Profile: Peter Murphy
by Lesley E. Sprague
Peter Murphy gets noticed. At well over six feet and 250 pounds it's not hard to make his presence known on Prince Edward Island but, it's not an easy task if you are a cartoonist who is trying to catch the eye of major publishers. He's here to say that it is possible to both live where you want to live and do what you want to do.
Murphy says, "I made a list of things that would make me happy." Number one was drawing and making a living at it. After that came living in P.E.I. and finding a good woman. Pete found that when he took care of number one everything else fell into place.
He is excited about his latest venture, his first full colour comic book "Xeno Force" which is being produced in conjunction with the release of a new role playing game from Dragon Games in the Annapolis Valley. Murph, as he is known around Charlottetown, was hired to design the space monsters, script the book, illustrate, ink (take a pencil sketch and turn it into finished art) and letter, as well as draw the wraparound cover. His work will then be scanned into a computer to be colourized.

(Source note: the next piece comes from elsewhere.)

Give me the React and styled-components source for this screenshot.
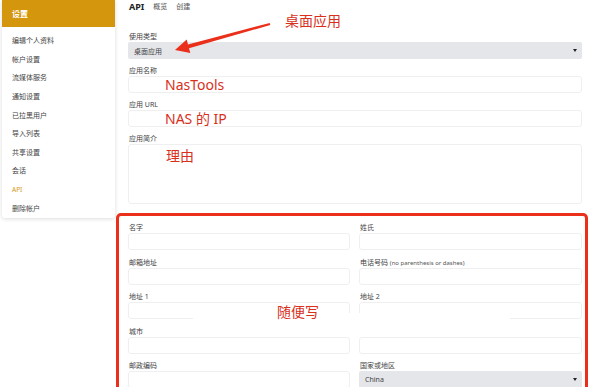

He is also inking a book called Dragon Star working with another artist, Dave Cullen, and writer Dr. Maryann Bramstraup. This book is being done on spec and will be shopped around to publishers when completed. Therein lies the uncertainty of the comic book industry. But, not knowing the ending is what Murph thrives on. He sees comic books as a chain of events and a series of punch lines. When creating he sees the scene before he knows the story, frame by frame it unfolds before him becoming exactly what it is called in the industry, Sequential Art.
Murphy's comic chain of events began in 1988 when he started cartooning seriously. He kept at it until he was finally published in 1992 by Malibu Comics of California. He was contracted to do the last four issues of Planet of the Apes but, in keeping with the uncertainty of the industry, after three issues the series ended. Pete kept after Malibu for more work and was sent what he euphemistically calls a "jiggle book" to ink. He finished the first one but the next script he was sent to draw so disgusted him that he just packed it back up and returned it, turning down the money also. "I didn't get a lot of work from them after that." he says with a grin.
Murph's hard lessons continued. A series that he enjoyed drawing lost momentum due to poor writing and another simply didn't bother to pay. Along the way he got to ink the drawings of one of his favorite artists (oops, cartoonists) Lou Manna who has done work for DC Comics. His misadventure led him to believe that perhaps he should self-publish.
He got together with a group of friends and Subterranean By Design was born. "Might as well have shot myself in the foot and nailed my tongue to the ceiling. It takes a crazy person to draw comics but you have to be certifiable to self-publish." A few seconds later he adds sheepishly, "but every time I get a few bucks together, I self-publish."
He is very proud of the work he did with Subterranean especially his series, Subterranean Zero, featuring the "Clean-up Crew, the enigmatic Mr. Skull and the zombie detective K'dahver." One of the characters from this series has been optioned for a video game.
Still, it's tough to eke out a living cartooning while remaining on the Island but Murph is optimistic. Meanwhile, he enjoys doing Christmas windows around town, award winning parade floats and especially his work as a volunteer teacher at St. Jean's Elementary, where he'll be working with the kids to paint murals throughout the school. Just look around. He's the tall kid. You can't miss him.